> _What the task requires_: Look for the string "component" and copy every line that has it.
◇ ◇ ◇ ◇
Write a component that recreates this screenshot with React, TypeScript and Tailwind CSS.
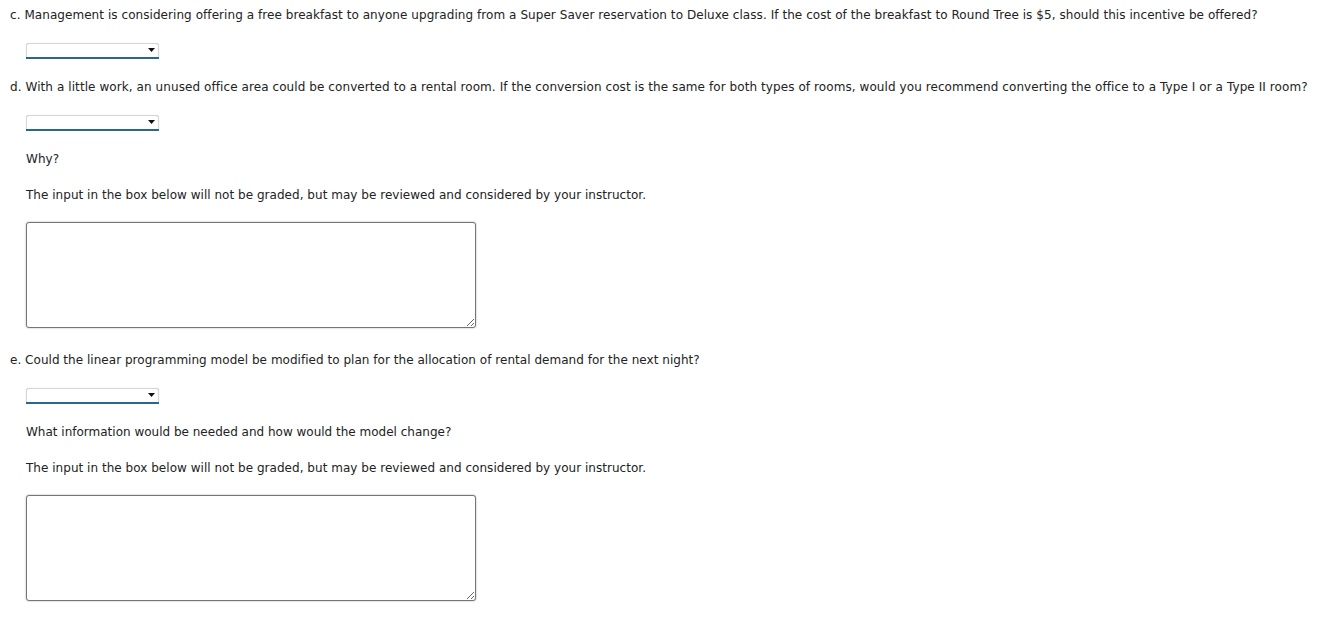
import React from "react";

function Dropdown() {
  return (
    <div className="relative w-[133px] h-[15px] bg-white rounded-t-[3px] border border-b-0 border-[#d6d6d6] shadow-[0_0_1px_rgba(0,0,0,0.2)]">
      <div className="absolute left-[-1px] right-[-1px] bottom-[-1px] h-[2px] bg-[#2b6590]" />
      <svg className="absolute right-[3px] top-[4px]" width="7" height="4" viewBox="0 0 7 4">
        <path d="M0 0h7L3.5 4z" fill="#111" />
      </svg>
    </div>
  );
}

function Answer() {
  return (
    <textarea
      className="block w-[450px] h-[106px] border border-[#767676] rounded-[3px] shadow-[0_0_2px_rgba(0,0,0,0.35)] bg-white outline-none"
      style={{ resize: "both" }}
    />
  );
}

export default function App() {
  return (
    <div className="min-h-screen bg-white text-[#222] text-[12px] tracking-[0.03px] leading-[15px] font-['Verdana','DejaVu_Sans',sans-serif] pl-[10px]">
      {/* part c */}
      <p className="pt-[8px] tracking-[0.06px]">
        c. Management is considering offering a free breakfast to anyone upgrading from a Super Saver reservation to Deluxe class. If the cost of the breakfast to Round Tree is $5, should this incentive be offered?
      </p>
      <div className="pl-[16px] pt-[20px]">
        <Dropdown />
      </div>

      {/* part d */}
      <p className="pt-[22px] tracking-[0.08px]">
        d. With a little work, an unused office area could be converted to a rental room. If the conversion cost is the same for both types of rooms, would you recommend converting the office to a Type I or a Type II room?
      </p>
      <div className="pl-[16px]">
        <div className="pt-[20px]">
          <Dropdown />
        </div>
        <p className="pt-[22px]">Why?</p>
        <p className="pt-[21px]">The input in the box below will not be graded, but may be reviewed and considered by your instructor.</p>
        <div className="pt-[19px]">
          <Answer />
        </div>
      </div>

      {/* part e */}
      <p className="pt-[25px]">e. Could the linear programming model be modified to plan for the allocation of rental demand for the next night?</p>
      <div className="pl-[16px]">
        <div className="pt-[20px]">
          <Dropdown />
        </div>
        <p className="pt-[22px] tracking-normal">What information would be needed and how would the model change?</p>
        <p className="pt-[21px]">The input in the box below will not be graded, but may be reviewed and considered by your instructor.</p>
        <div className="pt-[19px]">
          <Answer />
        </div>
      </div>
    </div>
  );
}
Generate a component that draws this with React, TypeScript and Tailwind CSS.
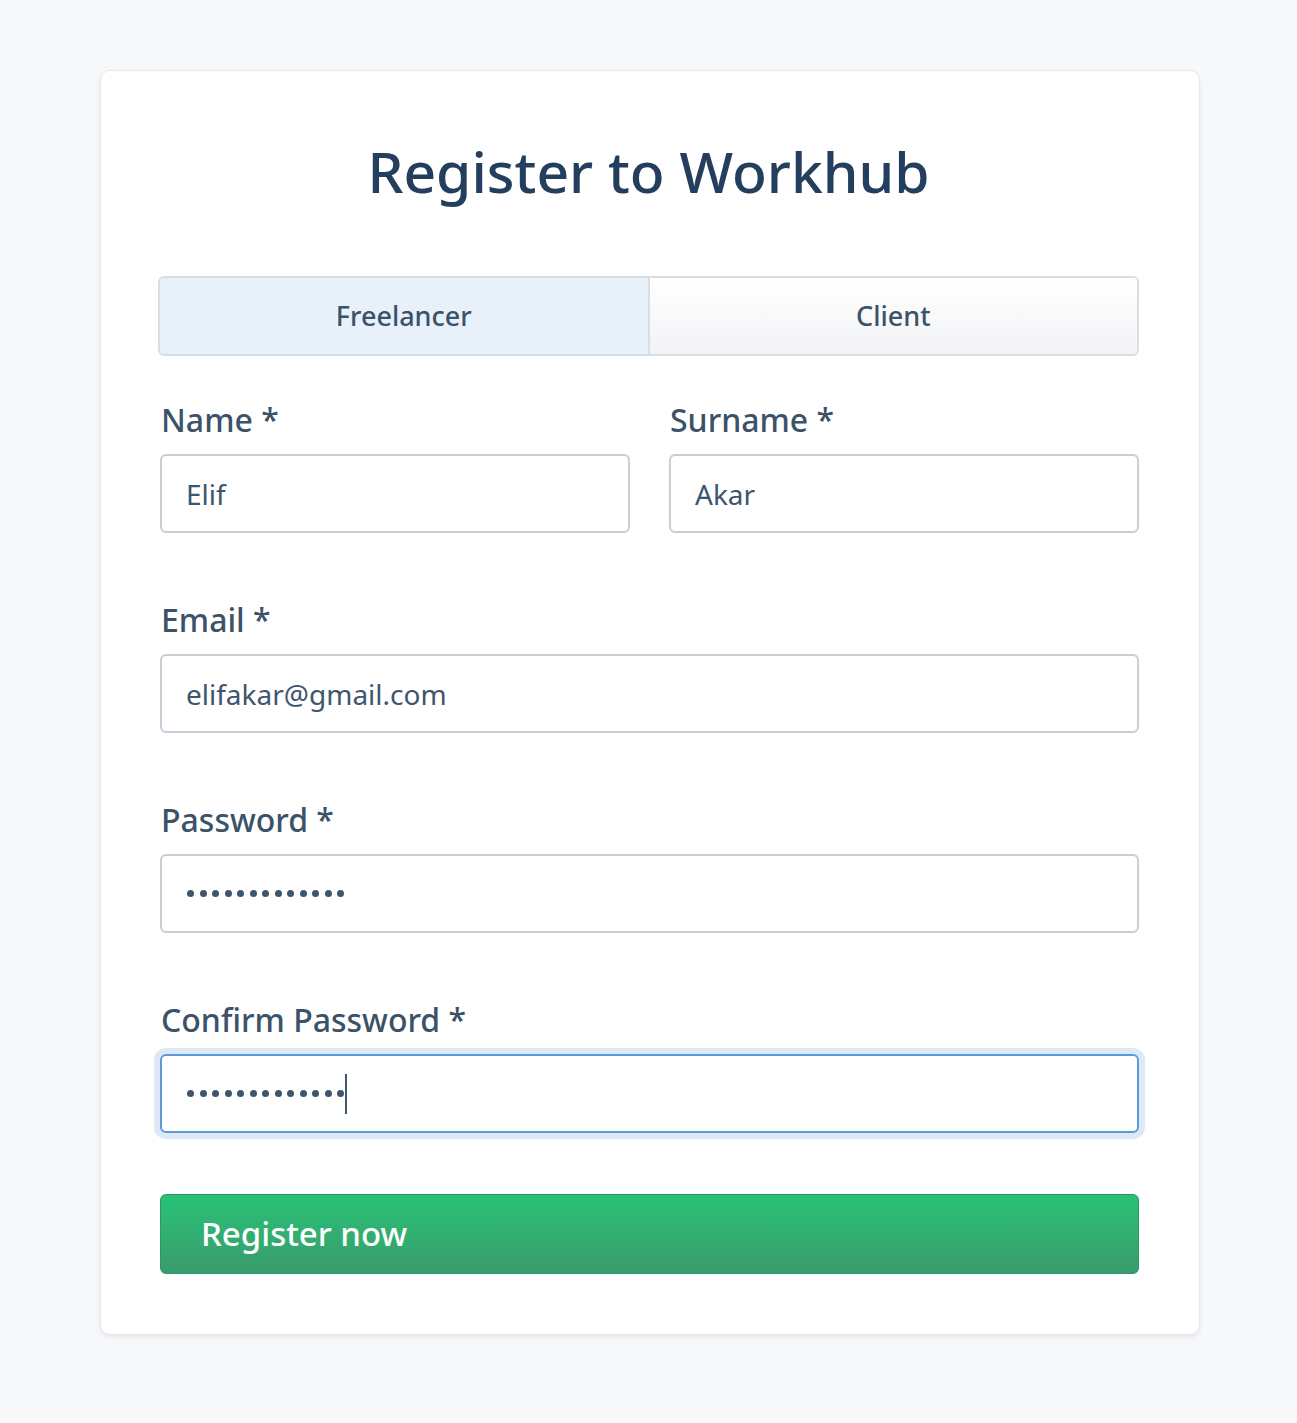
import React from "react";

const font = { fontFamily: '"Noto Sans", "Open Sans", sans-serif' };

function Field({ label, value, className = "" }: { label: string; value: string; className?: string }) {
  return (
    <div className={"flex flex-col " + className}>
      <label className="text-[32px] leading-[40px] font-medium text-[#3b5269] pl-[1px]">{label}</label>
      <div className="mt-[14px] h-[79px] rounded-[6px] border-2 border-[#c6ced7] bg-white flex items-center pl-[24px] text-[28px] text-[#3e566d]">
        {value}
      </div>
    </div>
  );
}

function Dots({ n }: { n: number }) {
  return (
    <div className="flex items-center gap-[5.5px]">
      {Array.from({ length: n }).map((_, i) => (
        <span key={i} className="block w-[7px] h-[7px] rounded-full bg-[#3e566d]" />
      ))}
    </div>
  );
}

export default function App() {
  return (
    <div className="min-h-[1423px] bg-[#f7f8fa] pt-[70px]" style={font}>
      <div className="ml-[100px] w-[1100px] bg-white rounded-[10px] border border-[#e6e8eb] shadow-[0_2px_4px_rgba(30,40,60,0.08)] pl-[57px] pr-[60px] pt-[62px] pb-[60px]">
        <h1 className="text-center text-[57px] leading-[76px] font-medium text-[#243f5e]">Register to Workhub</h1>
        <div className="mt-[67px] flex h-[80px] rounded-[6px] border-2 border-[#d6dee6] overflow-hidden">
          <div className="flex-1 flex items-center justify-center bg-[#e8f0f9] text-[27px] font-medium text-[#3b5269]">Freelancer</div>
          <div className="w-[2px] bg-[#d6dee6]" />
          <div className="flex-1 flex items-center justify-center bg-gradient-to-b from-white to-[#f2f3f5] text-[27px] font-medium text-[#3b5269]">Client</div>
        </div>
        <div className="mt-[44px] pl-[2px] flex gap-[39px]">
          <Field label="Name *" value="Elif" className="flex-1" />
          <Field label="Surname *" value="Akar" className="flex-1" />
        </div>
        <div className="pl-[2px]">
          <Field label="Email *" value="elifakar@gmail.com" className="mt-[67px]" />
          <div className="mt-[67px] flex flex-col">
            <label className="text-[32px] leading-[40px] font-medium text-[#3b5269] pl-[1px]">Password *</label>
            <div className="mt-[14px] h-[79px] rounded-[6px] border-2 border-[#c6ced7] bg-white flex items-center pl-[25px]">
              <Dots n={13} />
            </div>
          </div>
          <div className="mt-[67px] flex flex-col">
            <label className="text-[32px] leading-[40px] font-medium text-[#3b5269] pl-[1px]">Confirm Password *</label>
            <div className="mt-[14px] h-[79px] rounded-[6px] border-2 border-[#5b9bd9] bg-white flex items-center pl-[25px] shadow-[0_0_0_6px_#dde9f6]">
              <Dots n={13} />
              <span className="block w-[2px] h-[40px] bg-[#3e566d] ml-[1px]" />
            </div>
          </div>
          <button className="mt-[61px] w-full h-[80px] rounded-[6px] border border-[#2f9467] bg-gradient-to-b from-[#26c276] to-[#389c6c] text-left pl-[40px] text-[33px] font-medium text-white">
            Register now
          </button>
        </div>
      </div>
    </div>
  );
}
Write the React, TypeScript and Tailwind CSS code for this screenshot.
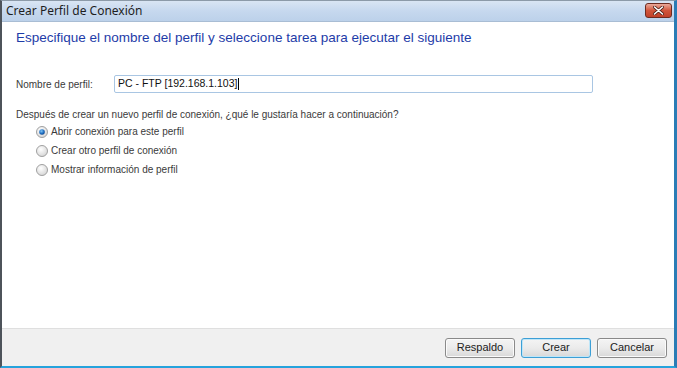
import React from "react";

function Radio({ checked }: { checked?: boolean }) {
  return (
    <svg width="12" height="12" viewBox="0 0 12 12" className="shrink-0">
      <defs>
        <radialGradient id={checked ? "rc" : "ru"} cx="0.4" cy="0.35" r="0.7">
          <stop offset="0" stopColor="#ffffff" />
          <stop offset="1" stopColor="#d4d4d4" />
        </radialGradient>
        <radialGradient id="dot" cx="0.4" cy="0.35" r="0.7">
          <stop offset="0" stopColor="#7fc3f5" />
          <stop offset="0.6" stopColor="#1f6fc1" />
          <stop offset="1" stopColor="#0d3f86" />
        </radialGradient>
      </defs>
      <circle cx="6" cy="6" r="5.5" fill={checked ? "url(#rc)" : "url(#ru)"} stroke="#a0a0a0" strokeWidth="1" />
      {checked && <circle cx="6" cy="6" r="2.8" fill="url(#dot)" />}
    </svg>
  );
}

function Btn({ label, focus }: { label: string; focus?: boolean }) {
  return (
    <button
      className={
        "h-[20px] w-[70px] rounded-[3px] border text-[11px] text-[#222] bg-gradient-to-b from-[#f4f4f4] via-[#ebebeb] to-[#d8d8d8] " +
        (focus ? "border-[#3c9fd6] shadow-[inset_0_0_0_1px_#bfe6f8]" : "border-[#8a8a8a] shadow-[inset_0_0_0_1px_#fbfbfb]")
      }
      style={{ fontFamily: '"Liberation Sans", Arial, sans-serif' }}
    >
      {label}
    </button>
  );
}

export default function App() {
  return (
    <div
      className="w-[677px] h-[368px] flex flex-col overflow-hidden bg-white border-l-2 border-l-[#4d535a] border-t border-t-[#8c9aa8] border-b-2 border-b-[#26a3dc] border-r-[3px] border-r-[#2a7cb5]"
      style={{ fontFamily: '"Liberation Sans", Arial, sans-serif' }}
    >
      <div className="h-[21px] shrink-0 flex items-center justify-between pl-[4px] pr-[2px] bg-gradient-to-b from-[#d9e5f3] via-[#c6d8ee] to-[#bcd1ea] border-b border-b-[#a9bdd4]">
        <span className="text-[12px] text-[#1e1e1e]" style={{ fontFamily: '"Noto Sans", "Liberation Sans", sans-serif' }}>
          Crear Perfil de Conexión
        </span>
        <div className="w-[27px] h-[15px] mt-[-2px] rounded-[3px] border border-[#6d2b20] bg-gradient-to-b from-[#e9a99a] via-[#d1553b] to-[#c0412a] flex items-center justify-center">
          <svg width="11" height="9" viewBox="0 0 11 9">
            <path d="M1.5 1 L9.5 8 M9.5 1 L1.5 8" stroke="#4a1e16" strokeWidth="3" strokeLinecap="round" />
            <path d="M1.5 1 L9.5 8 M9.5 1 L1.5 8" stroke="#ffffff" strokeWidth="1.6" strokeLinecap="round" />
          </svg>
        </div>
      </div>
      <div className="flex-1 flex flex-col px-[14px]">
        <div className="mt-[7px] text-[13.5px] text-[#1e3ca8] leading-[18px]">
          Especifique el nombre del perfil y seleccione tarea para ejecutar el siguiente
        </div>
        <div className="mt-[28px] flex items-center text-[10px] text-[#3a3a3a]">
          <span className="w-[98px]">Nombre de perfil:</span>
          <div className="w-[479px] h-[18px] border border-[#a9c6e3] rounded-[2px] flex items-center pl-[3px] text-[10.5px] text-[#111]">
            PC - FTP [192.168.1.103]
            <span className="inline-block w-px h-[12px] bg-black ml-[1px]" />
          </div>
        </div>
        <div className="mt-[15px] text-[10px] text-[#3a3a3a] leading-[13px]">
          Después de crear un nuevo perfil de conexión, ¿qué le gustaría hacer a continuación?
        </div>
        <div className="mt-[4px] ml-[20px] flex flex-col gap-[6px] text-[10px] text-[#3a3a3a]">
          <label className="flex items-center gap-[3px] h-[13px]">
            <Radio checked />
            Abrir conexión para este perfil
          </label>
          <label className="flex items-center gap-[3px] h-[13px]">
            <Radio />
            Crear otro perfil de conexión
          </label>
          <label className="flex items-center gap-[3px] h-[13px]">
            <Radio />
            Mostrar información de perfil
          </label>
        </div>
      </div>
      <div className="h-[38px] shrink-0 bg-[#f0f0f0] border-t border-t-[#dfdfdf] flex items-center justify-end gap-[6px] pr-[7px]">
        <Btn label="Respaldo" />
        <Btn label="Crear" focus />
        <Btn label="Cancelar" />
      </div>
    </div>
  );
}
◇ ◇ ◇ ◇
> _The reply_:
Write a component that recreates this screenshot with React, TypeScript and Tailwind CSS.
Generate a component that draws this with React, TypeScript and Tailwind CSS.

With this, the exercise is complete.